▸ WHAT NEEDS TO BE DONE:
Answer with one number: how many lines have "React".

--------------------

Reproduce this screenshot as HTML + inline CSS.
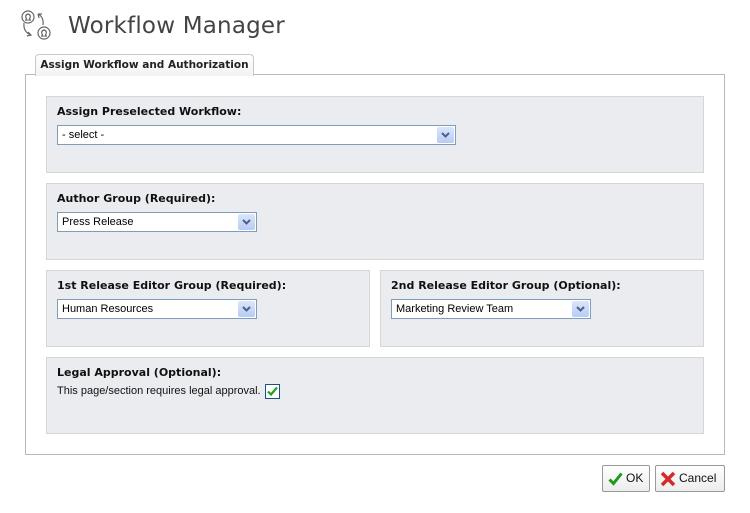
<!DOCTYPE html>
<html><head><style>
body{margin:0;width:750px;height:513px;background:#fff;font-family:"Liberation Sans",sans-serif;position:relative;overflow:hidden}
.h{position:absolute;left:68px;top:13px;font-size:23px;color:#444;font-family:"DejaVu Sans","Liberation Sans",sans-serif;letter-spacing:0.2px;white-space:nowrap}
.tab{position:absolute;left:35px;top:54px;width:217px;height:21px;border:1px solid #c8c8c8;border-bottom:none;border-radius:4px 4px 0 0;background:linear-gradient(#fff,#f2f2f2);font-family:"DejaVu Sans",sans-serif;font-size:10.5px;font-weight:bold;color:#222;line-height:21px;text-align:center;z-index:2;white-space:nowrap}
.box{position:absolute;left:25px;top:74px;width:698px;height:379px;border:1px solid #b8b8b8;background:#fff}
.p{position:absolute;background:#ebecf0;border:1px solid #d6d6d8;box-sizing:border-box}
.l{position:absolute;left:10px;top:8px;font-family:"DejaVu Sans",sans-serif;font-size:11px;font-weight:bold;color:#111;white-space:nowrap}
.s{position:absolute;left:10px;top:28px;height:20px;box-sizing:border-box;border:1px solid #7f9db9;background:#fff;font-size:11px;line-height:18px;padding-left:4px;color:#000}
.s i{position:absolute;right:1px;top:1px;width:17px;height:16px;background:linear-gradient(#dbe6fb,#b6cbf5);border-radius:2px}
.t{position:absolute;left:10px;top:27px;font-size:11px;color:#111;white-space:nowrap}
.cb{position:absolute;left:218px;top:26px;width:13px;height:13px;border:1px solid #1c5180;background:#fff}
.btn{position:absolute;top:465px;height:27px;box-sizing:border-box;border:1px solid #999;border-radius:2px;background:linear-gradient(#fff,#ececec);font-size:12px;line-height:25px;color:#111}
</style></head><body>
<svg style="position:absolute;left:15px;top:8px" width="50" height="36" viewBox="0 0 50 36" fill="none" stroke="#666" stroke-width="1.2">
<circle cx="13" cy="9" r="6"/><path d="M10 12 h2 q-3 -5 1 -6 q4 1 1 6 h2"/>
<path d="M9 15 q-1 9 7 12 m-3 -3 l3 3 l-4 1"/>
<circle cx="29" cy="25" r="6"/><path d="M26 28 h2 q-3 -5 1 -6 q4 1 1 6 h2"/>
<path d="M28 17 q1 -8 -5 -11 m0 0 l1 4 m-1 -4 l4 0"/>
</svg>
<div class="h">Workflow Manager</div>
<div class="tab">Assign Workflow and Authorization</div>
<div class="box"></div>
<div class="p" style="left:46px;top:96px;width:658px;height:77px"><div class="l">Assign Preselected Workflow:</div><div class="s" style="width:399px">- select -<i><svg width="17" height="16"><path d="M5 6 l3.5 3.5 l3.5 -3.5" stroke="#4d6185" stroke-width="2" fill="none"/></svg></i></div></div>
<div class="p" style="left:46px;top:183px;width:658px;height:77px"><div class="l">Author Group (Required):</div><div class="s" style="width:200px">Press Release<i><svg width="17" height="16"><path d="M5 6 l3.5 3.5 l3.5 -3.5" stroke="#4d6185" stroke-width="2" fill="none"/></svg></i></div></div>
<div class="p" style="left:46px;top:270px;width:324px;height:77px"><div class="l">1st Release Editor Group (Required):</div><div class="s" style="width:200px">Human Resources<i><svg width="17" height="16"><path d="M5 6 l3.5 3.5 l3.5 -3.5" stroke="#4d6185" stroke-width="2" fill="none"/></svg></i></div></div>
<div class="p" style="left:380px;top:270px;width:324px;height:77px"><div class="l">2nd Release Editor Group (Optional):</div><div class="s" style="width:200px">Marketing Review Team<i><svg width="17" height="16"><path d="M5 6 l3.5 3.5 l3.5 -3.5" stroke="#4d6185" stroke-width="2" fill="none"/></svg></i></div></div>
<div class="p" style="left:46px;top:357px;width:658px;height:77px"><div class="l">Legal Approval (Optional):</div><div class="t">This page/section requires legal approval.</div><div class="cb"><svg width="13" height="13"><path d="M2 6.5 l3 3 l6 -7" stroke="#21a121" stroke-width="2.2" fill="none"/></svg></div></div>
<div class="btn" style="left:602px;width:48px"><svg style="position:absolute;left:5px;top:6px" width="15" height="14"><path d="M1.5 7.5 l4 4 l8 -10" stroke="#1f9a1f" stroke-width="3" fill="none"/></svg><span style="position:absolute;left:23px">OK</span></div>
<div class="btn" style="left:655px;width:70px"><svg style="position:absolute;left:4px;top:5px" width="16" height="16"><path d="M2 2 l12 12 M14 2 l-12 12" stroke="#d42a2a" stroke-width="3.5"/></svg><span style="position:absolute;left:23px">Cancel</span></div>
</body></html>
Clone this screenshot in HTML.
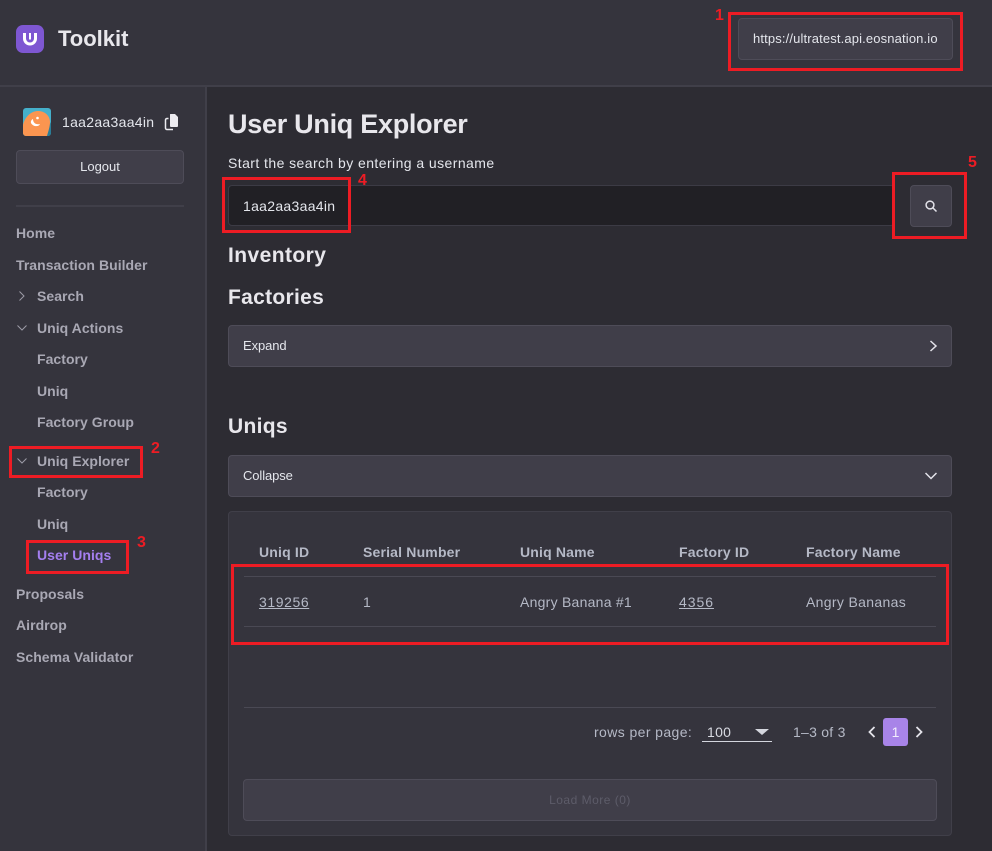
<!DOCTYPE html>
<html><head><meta charset="utf-8"><title>Toolkit</title>
<style>
html,body{margin:0;padding:0}
body{width:992px;height:851px;position:relative;overflow:hidden;background:#2d2c33;font-family:"Liberation Sans",sans-serif;color:#e8e7ec}
.a,.t{position:absolute;white-space:nowrap}
.t{line-height:20px}
.nav{font-size:14px;font-weight:bold;color:#a9a8b4;letter-spacing:.04px}
.btn{position:absolute;box-sizing:border-box;background:#403e49;border:1px solid #4e4c58;border-radius:4px}
.red{position:absolute;box-sizing:border-box;border:3px solid #ed1c24}
.num{position:absolute;color:#ed1c24;font-weight:bold;font-size:16px;line-height:18px}
.h{font-weight:bold;color:#e8e7ec;font-size:21px;letter-spacing:.3px}
.th{font-size:14px;font-weight:bold;color:#b5b9c6;letter-spacing:.18px}
.td{font-size:14px;color:#b5b9c6;letter-spacing:.25px}
.line{position:absolute;height:1px;background:#4a4954}
</style></head><body>
<div class="a" style="left:0;top:0;width:992px;height:85px;background:#35343d"></div>
<div class="a" style="left:0;top:85px;width:992px;height:2px;background:#403f49"></div>
<div class="a" style="left:0;top:87px;width:206px;height:764px;background:#35343d"></div>
<div class="a" style="left:205px;top:87px;width:2px;height:764px;background:#403f49"></div>

<svg class="a" style="left:16px;top:25px" width="28" height="28" viewBox="0 0 28 28"><rect width="28" height="28" rx="7" fill="#7e57d2"/><path d="M8.500 8v5.500a5.500 5.500 0 0 0 11 0V8" fill="none" stroke="#fff" stroke-width="3"/><rect x="13" y="8" width="2" height="6.500" fill="#fff"/></svg>
<div class="t" style="left:58px;top:29px;font-size:22px;font-weight:bold;color:#e8e7ec">Toolkit</div>

<div class="btn" style="left:738px;top:18px;width:215px;height:42px"></div>
<div class="t" style="left:753px;top:29px;font-size:13px;color:#e4e6ec;letter-spacing:.14px">https://ultratest.api.eosnation.io</div>
<div class="red" style="left:728px;top:12px;width:235px;height:59px"></div>
<div class="num" style="left:715px;top:7px">1</div>

<svg class="a" style="left:23px;top:108px" width="28" height="28" viewBox="0 0 28 28"><rect width="28" height="28" rx="3" fill="#45b0cb"/><path d="M20 28h5a3 3 0 0 0 3-3V14z" fill="#2a7d98"/><path d="M0 17C2 8 9 3 15 3c7 0 12 5 12 11 0 5-2 10-3 14H3a3 3 0 0 1-3-3z" fill="#fb9550"/><path d="M10 11c0 4 3 6 7 5-1 3-7 3-9-1-.5-1.500.5-3.500 2-4z" fill="#fff"/><circle cx="14.500" cy="10" r="1.300" fill="#fff"/></svg>
<div class="t" style="left:62px;top:112px;font-size:14px;color:#e4e6ec;letter-spacing:.3px">1aa2aa3aa4in</div>
<svg class="a" style="left:164px;top:113px" width="15" height="18" viewBox="0 0 15 18"><path d="M6 1.500A.5.5 0 0 1 6.500 1H11l3 3v9a1 1 0 0 1-1 1H7a1 1 0 0 1-1-1z" fill="#ecebf0"/><path d="M4.500 5.500H3A1.500 1.500 0 0 0 1.500 7v8A1.500 1.500 0 0 0 3 16.500h6" fill="none" stroke="#ecebf0" stroke-width="1.500"/></svg>

<div class="btn" style="left:16px;top:150px;width:168px;height:34px"></div>
<div class="t" style="left:16px;width:168px;text-align:center;top:157px;font-size:13px;color:#e4e6ec">Logout</div>
<div class="a" style="left:16px;top:205px;width:168px;height:2px;background:#403f49"></div>

<div class="t nav" style="left:16px;top:223px">Home</div>
<div class="t nav" style="left:16px;top:255px">Transaction Builder</div>
<svg class="a" style="left:16px;top:290px" width="12" height="12" viewBox="0 0 12 12"><path d="M3.500 1.500l4.500 4.500-4.500 4.500" fill="none" stroke="#9c9ba7" stroke-width="1"/></svg>
<div class="t nav" style="left:37px;top:286px">Search</div>
<svg class="a" style="left:16px;top:322px" width="12" height="12" viewBox="0 0 12 12"><path d="M1.500 3.500l4.500 4.500 4.500-4.500" fill="none" stroke="#9c9ba7" stroke-width="1"/></svg>
<div class="t nav" style="left:37px;top:318px">Uniq Actions</div>
<div class="t nav" style="left:37px;top:349px">Factory</div>
<div class="t nav" style="left:37px;top:381px">Uniq</div>
<div class="t nav" style="left:37px;top:412px">Factory Group</div>
<svg class="a" style="left:16px;top:455px" width="12" height="12" viewBox="0 0 12 12"><path d="M1.500 3.500l4.500 4.500 4.500-4.500" fill="none" stroke="#9c9ba7" stroke-width="1"/></svg>
<div class="t nav" style="left:37px;top:451px">Uniq Explorer</div>
<div class="t nav" style="left:37px;top:482px">Factory</div>
<div class="t nav" style="left:37px;top:514px">Uniq</div>
<div class="t nav" style="left:37px;top:545px;color:#a47ff0">User Uniqs</div>
<div class="t nav" style="left:16px;top:584px">Proposals</div>
<div class="t nav" style="left:16px;top:615px">Airdrop</div>
<div class="t nav" style="left:16px;top:647px">Schema Validator</div>
<div class="red" style="left:9px;top:446px;width:134px;height:32px"></div>
<div class="num" style="left:151px;top:440px">2</div>
<div class="red" style="left:26px;top:540px;width:103px;height:34px"></div>
<div class="num" style="left:137px;top:534px">3</div>

<div class="t" style="left:228px;top:109px;font-size:27px;line-height:30px;font-weight:bold;color:#e8e7ec;letter-spacing:-.28px">User Uniq Explorer</div>
<div class="t" style="left:228px;top:153px;font-size:14px;color:#e4e6ec;letter-spacing:.43px">Start the search by entering a username</div>
<div class="a" style="left:228px;top:185px;width:667px;height:41px;box-sizing:border-box;background:#212025;border:1px solid #3c3b45;border-radius:4px"></div>
<div class="t" style="left:243px;top:196px;font-size:14px;color:#e4e6ec;letter-spacing:.3px">1aa2aa3aa4in</div>
<div class="red" style="left:222px;top:177px;width:129px;height:56px"></div>
<div class="num" style="left:358px;top:172px">4</div>
<div class="btn" style="left:910px;top:185px;width:42px;height:42px"></div>
<svg class="a" style="left:924px;top:199px" width="14" height="14" viewBox="0 0 14 14"><circle cx="6" cy="6" r="3.900" fill="none" stroke="#e4e3ea" stroke-width="1.500"/><path d="M9 9l3.500 3.500" stroke="#e4e3ea" stroke-width="1.500"/></svg>
<div class="red" style="left:892px;top:172px;width:75px;height:67px"></div>
<div class="num" style="left:968px;top:154px">5</div>

<div class="t h" style="left:228px;top:246px;letter-spacing:.43px">Inventory</div>
<div class="t h" style="left:228px;top:288px">Factories</div>
<div class="btn" style="left:228px;top:325px;width:724px;height:42px"></div>
<div class="t" style="left:243px;top:336px;font-size:13px;color:#e4e6ec;letter-spacing:-.1px">Expand</div>
<svg class="a" style="left:927px;top:340px" width="12" height="12" viewBox="0 0 12 12"><path d="M3.500 1l5.500 5-5.500 5" fill="none" stroke="#e4e3ea" stroke-width="1.500"/></svg>
<div class="t h" style="left:228px;top:417px">Uniqs</div>
<div class="btn" style="left:228px;top:455px;width:724px;height:42px"></div>
<div class="t" style="left:243px;top:466px;font-size:13px;color:#e4e6ec;letter-spacing:-.1px">Collapse</div>
<svg class="a" style="left:925px;top:470px" width="12" height="12" viewBox="0 0 12 12"><path d="M.5 3l5.500 5.500 5.500-5.500" fill="none" stroke="#e4e3ea" stroke-width="1.500"/></svg>

<div class="a" style="left:228px;top:511px;width:724px;height:325px;box-sizing:border-box;background:#35343d;border:1px solid #403f49;border-radius:4px"></div>
<div class="t th" style="left:259px;top:542px">Uniq ID</div>
<div class="t th" style="left:363px;top:542px">Serial Number</div>
<div class="t th" style="left:520px;top:542px">Uniq Name</div>
<div class="t th" style="left:679px;top:542px">Factory ID</div>
<div class="t th" style="left:806px;top:542px">Factory Name</div>
<div class="line" style="left:244px;top:576px;width:692px"></div>
<div class="t td" style="left:259px;top:592px;text-decoration:underline;letter-spacing:.58px">319256</div>
<div class="t td" style="left:363px;top:592px">1</div>
<div class="t td" style="left:520px;top:592px">Angry Banana #1</div>
<div class="t td" style="left:679px;top:592px;text-decoration:underline;letter-spacing:.95px">4356</div>
<div class="t td" style="left:806px;top:592px;letter-spacing:.33px">Angry Bananas</div>
<div class="line" style="left:244px;top:626px;width:692px"></div>
<div class="red" style="left:231px;top:564px;width:718px;height:81px"></div>
<div class="line" style="left:244px;top:707px;width:692px"></div>

<div class="t td" style="left:594px;top:722px;letter-spacing:.4px">rows per page:</div>
<div class="t" style="left:707px;top:722px;font-size:14px;color:#d8dae2;letter-spacing:.3px">100</div>
<div class="a" style="left:755px;top:729px;width:0;height:0;border-left:7px solid transparent;border-right:7px solid transparent;border-top:6px solid #d4d6de"></div>
<div class="a" style="left:702px;top:741px;width:70px;height:1px;background:#d4d6de"></div>
<div class="t td" style="left:793px;top:722px">1–3 of 3</div>
<svg class="a" style="left:866px;top:726px" width="12" height="12" viewBox="0 0 12 12"><path d="M8.500 1l-5 5 5 5" fill="none" stroke="#e4e3ea" stroke-width="1.800"/></svg>
<div class="a" style="left:883px;top:718px;width:25px;height:28px;background:#a884e8;border-radius:3px;color:#f2eefc;font-size:14px;line-height:28px;text-align:center">1</div>
<svg class="a" style="left:913px;top:726px" width="12" height="12" viewBox="0 0 12 12"><path d="M3.500 1l5 5-5 5" fill="none" stroke="#e4e3ea" stroke-width="1.800"/></svg>

<div class="btn" style="left:243px;top:779px;width:694px;height:42px"></div>
<div class="t" style="left:243px;width:694px;text-align:center;top:790px;font-size:12px;color:#5d5c69;letter-spacing:.5px">Load More (0)</div>
</body></html>
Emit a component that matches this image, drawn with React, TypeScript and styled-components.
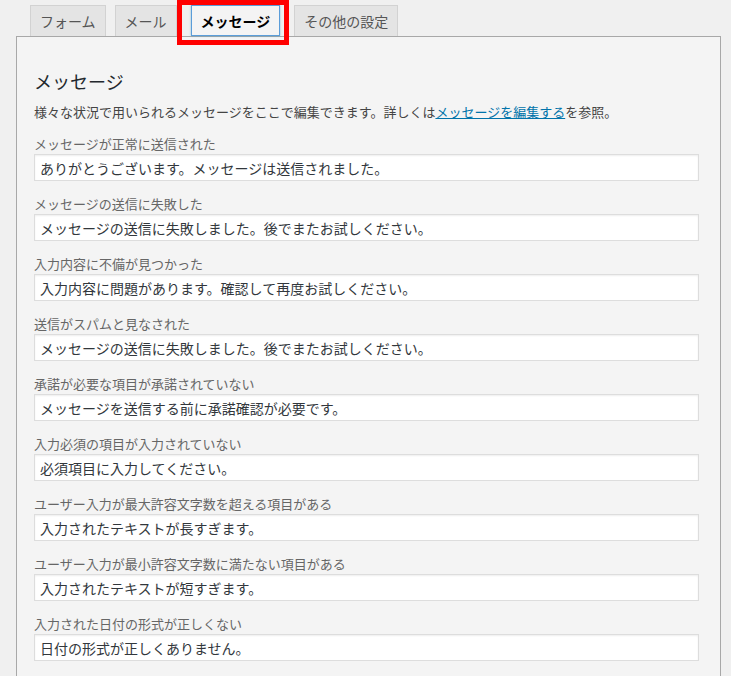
import React from "react";
import styled, { createGlobalStyle } from "styled-components";

const Global = createGlobalStyle`
  html, body { margin: 0; padding: 0; background: #f0f0f0; }
  body { font-family: "Noto Sans CJK JP", "Noto Sans", sans-serif; color: #444; }
  * { box-sizing: border-box; }
`;

const Page = styled.div`
  padding: 5px 10px 0 16px;
  height: 676px;
  overflow: hidden;
`;

const TabBar = styled.div`
  display: flex;
  align-items: flex-end;
  padding-left: 14px;
  gap: 9px;
`;

const Tab = styled.div<{ $active?: boolean }>`
  position: relative;
  height: 31px;
  display: flex;
  align-items: center;
  padding: 0 9px;
  font-size: 14px;
  white-space: nowrap;
  border: 1px solid ${(p) => (p.$active ? "#5b9dd9" : "#d2d2d2")};
  border-bottom: ${(p) => (p.$active ? "1px solid #5b9dd9" : "none")};
  background: ${(p) => (p.$active ? "#f4f4f4" : "#e4e4e4")};
  color: ${(p) => (p.$active ? "#000" : "#555")};
  font-weight: ${(p) => (p.$active ? 700 : 400)};
  margin: ${(p) => (p.$active ? "0 5px" : "0")};
  box-shadow: ${(p) => (p.$active ? "0 0 2px rgba(30,140,190,.5)" : "none")};
`;

const Highlight = styled.span`
  position: absolute;
  top: -6px;
  left: -15px;
  right: -10px;
  bottom: -10px;
  border: 5px solid #ff0000;
  pointer-events: none;
`;

const Panel = styled.div`
  border: 1px solid #a8a8a8;
  border-bottom: none;
  background: #f4f4f4;
  padding: 31px 21px 0 17px;
  min-height: 700px;
`;

const Heading = styled.h2`
  margin: 0;
  font-size: 18px;
  font-weight: 400;
  line-height: 26px;
  color: #23282d;
`;

const Description = styled.p`
  margin: 8px 0 13px;
  font-size: 13px;
  line-height: 20px;
  color: #444;
`;

const Link = styled.a`
  color: #0073aa;
  text-decoration: underline;
`;

const Field = styled.div`
  display: flex;
  flex-direction: column;
  gap: 1px;
  margin-bottom: 14px;
`;

const Label = styled.label`
  font-size: 13px;
  line-height: 18px;
  color: #666;
`;

const Input = styled.input`
  width: 665px;
  height: 27px;
  border: 1px solid #dddddd;
  box-shadow: inset 0 1px 2px rgba(0, 0, 0, 0.07);
  background: #fff;
  padding: 0 5px;
  font-family: "Noto Sans CJK JP", "Noto Sans", sans-serif;
  font-size: 14px;
  color: #32373c;
  outline: none;
`;

const tabs = ["フォーム", "メール", "メッセージ", "その他の設定"];

const fields: [string, string][] = [
  ["メッセージが正常に送信された", "ありがとうございます。メッセージは送信されました。"],
  ["メッセージの送信に失敗した", "メッセージの送信に失敗しました。後でまたお試しください。"],
  ["入力内容に不備が見つかった", "入力内容に問題があります。確認して再度お試しください。"],
  ["送信がスパムと見なされた", "メッセージの送信に失敗しました。後でまたお試しください。"],
  ["承諾が必要な項目が承諾されていない", "メッセージを送信する前に承諾確認が必要です。"],
  ["入力必須の項目が入力されていない", "必須項目に入力してください。"],
  ["ユーザー入力が最大許容文字数を超える項目がある", "入力されたテキストが長すぎます。"],
  ["ユーザー入力が最小許容文字数に満たない項目がある", "入力されたテキストが短すぎます。"],
  ["入力された日付の形式が正しくない", "日付の形式が正しくありません。"],
];

export default function App() {
  return (
    <>
      <Global />
      <Page>
        <TabBar>
          {tabs.map((t) => (
            <Tab key={t} $active={t === "メッセージ"}>
              {t}
              {t === "メッセージ" && <Highlight />}
            </Tab>
          ))}
        </TabBar>
        <Panel>
          <Heading>メッセージ</Heading>
          <Description>
            様々な状況で用いられるメッセージをここで編集できます。詳しくは
            <Link href="#">メッセージを編集する</Link>を参照。
          </Description>
          {fields.map(([label, value], i) => (
            <Field key={i}>
              <Label>{label}</Label>
              <Input defaultValue={value} readOnly />
            </Field>
          ))}
        </Panel>
      </Page>
    </>
  );
}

--------------------

▸ THE OUTPUT:
2